== Provided material ==

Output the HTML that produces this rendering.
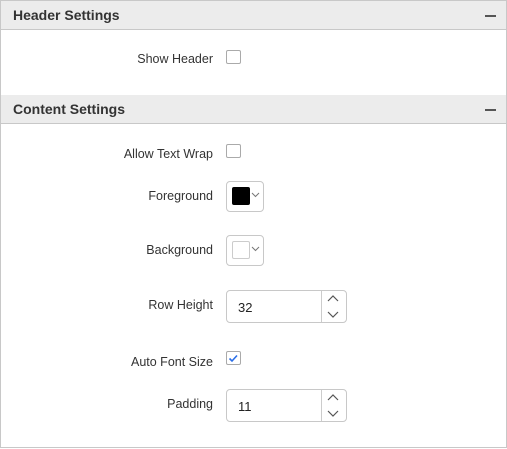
<!DOCTYPE html>
<html><head><style>
*{box-sizing:border-box;margin:0;padding:0}
body{width:507px;height:449px;background:#fff;font-family:"Liberation Sans",sans-serif;position:relative;overflow:hidden}
.frame{position:absolute;left:0;top:0;width:507px;height:448px;border:1px solid #c8c8c8}
.hdr{position:absolute;left:1px;width:505px;height:29px;background:#ececec;border-bottom:1px solid #c8c8c8;font-weight:bold;font-size:14px;color:#333;padding:6px 0 0 12px}
.hdr .m{position:absolute;right:10px;top:14px;width:11px;height:2px;background:#555}
.lbl{position:absolute;right:294px;font-size:12.5px;color:#333;text-align:right;white-space:nowrap}
.cb{position:absolute;left:226px;width:15px;height:14px;border:1px solid #aaa;border-radius:2px;background:#fff}
.cp{position:absolute;left:226px;width:38px;height:31px;border:1px solid #c8c8c8;border-radius:4px}
.cp .sw{position:absolute;left:5px;top:5px;width:18px;height:18px;border:1px solid #aaa;border-radius:2px}
.cp svg{position:absolute;left:24px;top:10px}
.num{position:absolute;left:226px;width:121px;height:33px;border:1px solid #c8c8c8;border-radius:4px;font-size:13px;color:#222;padding:9px 0 0 11px}
.num .d{position:absolute;left:94px;top:0;width:1px;height:31px;background:#ccc}
.num svg{position:absolute;left:100px}
</style></head><body>
<div class="frame"></div>
<div class="hdr" style="top:1px">Header Settings<div class="m"></div></div>
<div class="lbl" style="top:52px">Show Header</div>
<div class="cb" style="top:50px"></div>
<div class="hdr" style="top:95px">Content Settings<div class="m"></div></div>
<div class="lbl" style="top:147px">Allow Text Wrap</div>
<div class="cb" style="top:144px"></div>
<div class="lbl" style="top:189px">Foreground</div>
<div class="cp" style="top:181px"><div class="sw" style="background:#000;border-color:#000"></div><svg width="9" height="6"><path d="M1 1l3.5 3.5L8 1" fill="none" stroke="#777" stroke-width="1"/></svg></div>
<div class="lbl" style="top:243px">Background</div>
<div class="cp" style="top:235px"><div class="sw" style="background:#fff;border-color:#ccc"></div><svg width="9" height="6"><path d="M1 1l3.5 3.5L8 1" fill="none" stroke="#777" stroke-width="1"/></svg></div>
<div class="lbl" style="top:298px">Row Height</div>
<div class="num" style="top:290px">32<div class="d"></div><svg width="12" height="31" style="top:0"><path d="M1 10l5-5 5 5M1 21l5 5 5-5" fill="none" stroke="#555" stroke-width="1.2"/></svg></div>
<div class="lbl" style="top:355px">Auto Font Size</div>
<div class="cb" style="top:351px"><svg width="13" height="12" style="position:absolute;left:0;top:0"><path d="M2.5 6.5l2.5 2.5 5-5.5" fill="none" stroke="#2a6ee8" stroke-width="1.6"/></svg></div>
<div class="lbl" style="top:397px">Padding</div>
<div class="num" style="top:389px">11<div class="d"></div><svg width="12" height="31" style="top:0"><path d="M1 10l5-5 5 5M1 21l5 5 5-5" fill="none" stroke="#555" stroke-width="1.2"/></svg></div>
</body></html>
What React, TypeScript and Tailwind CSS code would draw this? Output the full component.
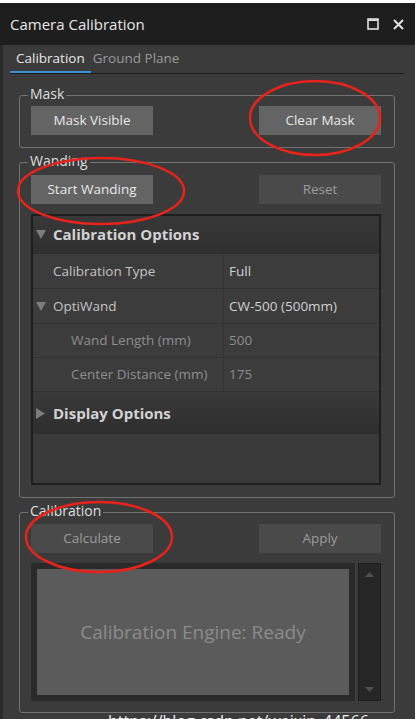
import React from "react";

const font = { fontFamily: '"Open Sans", "Noto Sans", "Liberation Sans", sans-serif' };

function Group({ label, className, children }: { label: string; className?: string; children: React.ReactNode }) {
  return (
    <div className={"relative mx-[16px] rounded-[3px] border border-[#727272] " + (className || "")}>
      <span className="absolute left-[8px] top-[-11px] bg-[#3b3b3b] px-[2px] text-[14px] leading-[18px] text-[#dedede]">{label}</span>
      {children}
    </div>
  );
}

function Btn({ children, variant }: { children: React.ReactNode; variant: "on" | "off" }) {
  return (
    <div
      className={
        "flex h-[29px] w-[122px] items-center justify-center text-[13.5px] " +
        (variant === "on" ? "bg-[#646464] text-[#e8e8e8]" : "bg-[#4a4a4a] text-[#9c9c9c]")
      }
    >
      {children}
    </div>
  );
}

function TriDown() {
  return (
    <svg width="10" height="9" viewBox="0 0 10 9" className="ml-[3px] mr-[7px]">
      <path d="M0 0 L10 0 L5 9 Z" fill="#7c7c7c" />
    </svg>
  );
}

function TriRight() {
  return (
    <svg width="10" height="11" viewBox="0 0 10 11" className="ml-[3px] mr-[7px]">
      <path d="M0 0 L9 5.5 L0 11 Z" fill="#7c7c7c" />
    </svg>
  );
}

function Row({ name, value, indent, tri, dim, h }: { name: string; value: string; indent?: boolean; tri?: boolean; dim?: boolean; h: string }) {
  return (
    <div className={"flex border-b border-[#323232] bg-[#3c3c3c] text-[13.5px] " + h}>
      <div className="flex w-[191px] items-center border-r border-[#323232]">
        {tri ? <TriDown /> : <span className="w-[20px]" />}
        <span className={(indent ? "pl-[18px] " : "") + (dim ? "text-[#8e8e8e]" : "text-[#c4c4c4]")}>{name}</span>
      </div>
      <div className={"flex items-center pl-[5px] " + (dim ? "text-[#8e8e8e]" : "text-[#d0d0d0]")}>{value}</div>
    </div>
  );
}

export default function App() {
  return (
    <div className="relative h-[719px] w-[415px] overflow-hidden bg-white" style={font}>
      <div className="h-[3px] bg-white" />
      <div className="flex h-[42px] items-center justify-between bg-[#1e1e1e] pl-[10px] pr-[11px]">
        <span className="text-[15px] text-[#e6e6e6]">Camera Calibration</span>
        <div className="flex items-center gap-[14px]">
          <svg width="12" height="12" viewBox="0 0 12 12">
            <rect x="1" y="1" width="10" height="10" fill="none" stroke="#e0e0e0" strokeWidth="1.6" />
            <line x1="1" y1="2.2" x2="11" y2="2.2" stroke="#e0e0e0" strokeWidth="1.6" />
          </svg>
          <svg width="11" height="11" viewBox="0 0 11 11">
            <path d="M1 1 L10 10 M10 1 L1 10" stroke="#e0e0e0" strokeWidth="2" />
          </svg>
        </div>
      </div>
      <div className="h-[674px] border-l-[3px] border-[#2a2a2a] bg-[#3b3b3b] pr-[4px]">
        <div className="mx-[7px] flex h-[29px] items-end border-b border-[#1c1c1c]">
          <div className="border-b-2 border-[#3d8fd6] px-[6px] pb-[3px] text-[13.5px] text-[#e8e8e8]">Calibration</div>
          <div className="px-[2px] pb-[5px] text-[13.5px] text-[#9a9a9a]">Ground Plane</div>
        </div>

        <Group label="Mask" className="mt-[21px] h-[53px]">
          <div className="flex justify-between pl-[11px] pr-[13px] pt-[10px]">
            <Btn variant="on">Mask Visible</Btn>
            <Btn variant="on">Clear Mask</Btn>
          </div>
        </Group>

        <Group label="Wanding" className="mt-[14px] h-[336px]">
          <div className="flex justify-between pl-[11px] pr-[13px] pt-[12px]">
            <Btn variant="on">Start Wanding</Btn>
            <Btn variant="off">Reset</Btn>
          </div>
          <div className="ml-[11px] mr-[13px] mt-[10px] flex h-[271px] flex-col border-2 border-[#1e1e1e] bg-[#3a3a3a]">
            <div className="flex h-[38px] shrink-0 items-center border-b border-[#2e2e2e] bg-gradient-to-b from-[#383838] to-[#303030]">
              <TriDown />
              <span className="text-[15px] font-bold text-[#d2d2d2]">Calibration Options</span>
            </div>
            <Row name="Calibration Type" value="Full" h="h-[35px] shrink-0" />
            <Row name="OptiWand" value="CW-500 (500mm)" tri h="h-[35px] shrink-0" />
            <Row name="Wand Length (mm)" value="500" indent dim h="h-[34px] shrink-0" />
            <Row name="Center Distance (mm)" value="175" indent dim h="h-[34px] shrink-0" />
            <div className="flex h-[42px] shrink-0 items-center bg-gradient-to-b from-[#393939] to-[#2e2e2e]">
              <TriRight />
              <span className="text-[15px] font-bold text-[#d2d2d2]">Display Options</span>
            </div>
          </div>
        </Group>

        <Group label="Calibration" className="mt-[14px] h-[201px]">
          <div className="flex justify-between pl-[11px] pr-[13px] pt-[11px]">
            <Btn variant="off">Calculate</Btn>
            <Btn variant="off">Apply</Btn>
          </div>
          <div className="ml-[11px] mr-[13px] mt-[10px] flex h-[138px] gap-[3px]">
            <div className="flex flex-1 border-[6px] border-[#2a2a2a] bg-[#5b5b5b]">
              <div className="flex flex-1 items-center justify-center text-[19px] text-[#8c8c8c]">Calibration Engine: Ready</div>
            </div>
            <div className="flex w-[23px] flex-col items-center justify-between border border-[#1c1c1c] bg-[#262626] py-[8px]">
              <svg width="9" height="5" viewBox="0 0 9 5"><path d="M0 5 L4.5 0 L9 5 Z" fill="#505050" /></svg>
              <svg width="9" height="5" viewBox="0 0 9 5"><path d="M0 0 L4.5 5 L9 0 Z" fill="#505050" /></svg>
            </div>
          </div>
        </Group>
        <div className="mt-[0px] pl-[105px] text-[16px] leading-[16px] whitespace-nowrap text-[#f0f0f0]">https://blog.csdn.net/weixin_44566</div>
      </div>

      <svg className="pointer-events-none absolute left-0 top-0" width="415" height="719">
        <ellipse cx="315" cy="118" rx="65" ry="37" fill="none" stroke="#e8231b" strokeWidth="2.5" />
        <ellipse cx="101" cy="191" rx="83" ry="33" fill="none" stroke="#e8231b" strokeWidth="2.5" />
        <ellipse cx="99" cy="537" rx="73" ry="35" fill="none" stroke="#e8231b" strokeWidth="2.5" />
      </svg>
    </div>
  );
}
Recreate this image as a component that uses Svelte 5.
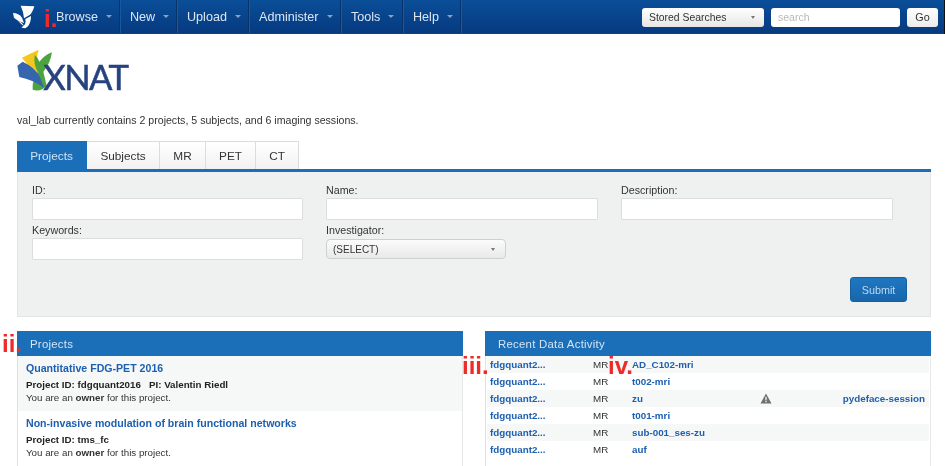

== The request ==
Using the records above, gather all lines where the string "that" is present.

== Exercise result ==
Output the HTML that produces this rendering.
Recreate this image as a component that uses Svelte 5.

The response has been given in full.